WHAT IS REQUIRED:
Using the material below, repeat exactly the lines from the one with "Generate a component" through the one with "import React from", ends included, without any images.

Interface markup and scripts

** BEGIN **

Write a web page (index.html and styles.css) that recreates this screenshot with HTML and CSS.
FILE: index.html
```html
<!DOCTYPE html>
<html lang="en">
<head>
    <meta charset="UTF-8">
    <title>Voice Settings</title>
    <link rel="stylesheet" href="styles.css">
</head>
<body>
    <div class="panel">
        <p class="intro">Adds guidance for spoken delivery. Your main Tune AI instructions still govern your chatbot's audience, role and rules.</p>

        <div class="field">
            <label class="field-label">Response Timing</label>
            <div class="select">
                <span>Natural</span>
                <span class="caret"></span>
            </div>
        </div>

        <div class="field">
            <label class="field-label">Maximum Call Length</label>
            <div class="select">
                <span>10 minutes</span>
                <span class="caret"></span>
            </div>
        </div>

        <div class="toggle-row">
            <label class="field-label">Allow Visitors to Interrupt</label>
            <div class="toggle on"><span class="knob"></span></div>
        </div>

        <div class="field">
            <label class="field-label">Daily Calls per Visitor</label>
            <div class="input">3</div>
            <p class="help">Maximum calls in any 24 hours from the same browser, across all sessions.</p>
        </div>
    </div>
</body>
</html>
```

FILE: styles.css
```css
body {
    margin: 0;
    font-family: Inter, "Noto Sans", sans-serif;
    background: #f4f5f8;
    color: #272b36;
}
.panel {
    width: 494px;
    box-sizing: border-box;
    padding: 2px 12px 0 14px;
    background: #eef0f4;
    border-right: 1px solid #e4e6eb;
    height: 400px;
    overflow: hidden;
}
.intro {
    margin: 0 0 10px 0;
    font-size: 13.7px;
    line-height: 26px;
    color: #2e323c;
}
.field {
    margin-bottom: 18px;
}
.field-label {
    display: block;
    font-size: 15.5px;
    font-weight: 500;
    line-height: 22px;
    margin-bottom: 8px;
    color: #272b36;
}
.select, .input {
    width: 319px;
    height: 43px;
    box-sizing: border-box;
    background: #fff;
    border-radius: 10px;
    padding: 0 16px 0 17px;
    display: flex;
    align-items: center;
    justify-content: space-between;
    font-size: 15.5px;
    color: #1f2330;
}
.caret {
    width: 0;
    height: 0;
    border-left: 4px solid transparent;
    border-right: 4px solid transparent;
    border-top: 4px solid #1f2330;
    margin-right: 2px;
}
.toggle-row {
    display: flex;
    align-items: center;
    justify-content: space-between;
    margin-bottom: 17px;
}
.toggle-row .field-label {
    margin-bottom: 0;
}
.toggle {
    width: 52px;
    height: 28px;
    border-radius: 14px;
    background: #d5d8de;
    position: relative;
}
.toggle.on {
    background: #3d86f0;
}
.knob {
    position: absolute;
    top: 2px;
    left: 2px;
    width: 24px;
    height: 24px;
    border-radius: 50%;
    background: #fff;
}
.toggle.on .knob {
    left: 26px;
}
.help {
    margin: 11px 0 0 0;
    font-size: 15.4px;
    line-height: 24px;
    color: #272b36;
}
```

** END **
** BEGIN **

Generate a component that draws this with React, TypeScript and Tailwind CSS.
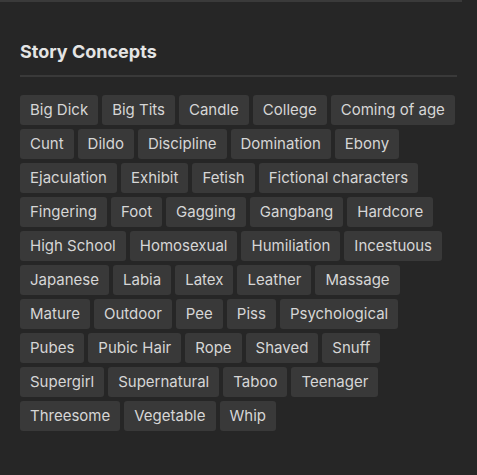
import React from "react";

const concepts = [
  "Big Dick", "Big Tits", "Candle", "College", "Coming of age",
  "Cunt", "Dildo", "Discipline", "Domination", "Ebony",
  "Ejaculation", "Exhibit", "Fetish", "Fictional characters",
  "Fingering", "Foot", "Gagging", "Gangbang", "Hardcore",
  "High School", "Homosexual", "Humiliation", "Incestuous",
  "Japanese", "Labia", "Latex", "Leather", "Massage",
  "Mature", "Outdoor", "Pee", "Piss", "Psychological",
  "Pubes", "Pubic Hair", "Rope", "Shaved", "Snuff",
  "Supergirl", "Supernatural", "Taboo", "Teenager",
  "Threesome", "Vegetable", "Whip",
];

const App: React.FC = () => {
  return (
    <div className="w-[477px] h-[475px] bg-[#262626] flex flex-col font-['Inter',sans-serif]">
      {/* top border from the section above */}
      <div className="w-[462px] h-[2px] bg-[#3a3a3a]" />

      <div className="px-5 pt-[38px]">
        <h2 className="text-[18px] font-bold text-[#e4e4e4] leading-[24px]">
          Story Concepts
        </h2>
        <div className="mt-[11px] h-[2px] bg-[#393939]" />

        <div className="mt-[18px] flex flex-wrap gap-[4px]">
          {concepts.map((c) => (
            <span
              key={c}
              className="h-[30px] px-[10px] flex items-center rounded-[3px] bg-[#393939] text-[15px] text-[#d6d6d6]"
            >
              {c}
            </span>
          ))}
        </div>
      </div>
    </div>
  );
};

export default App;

** END **

COMPLETED EXERCISE:
Generate a component that draws this with React, TypeScript and Tailwind CSS.
import React from "react";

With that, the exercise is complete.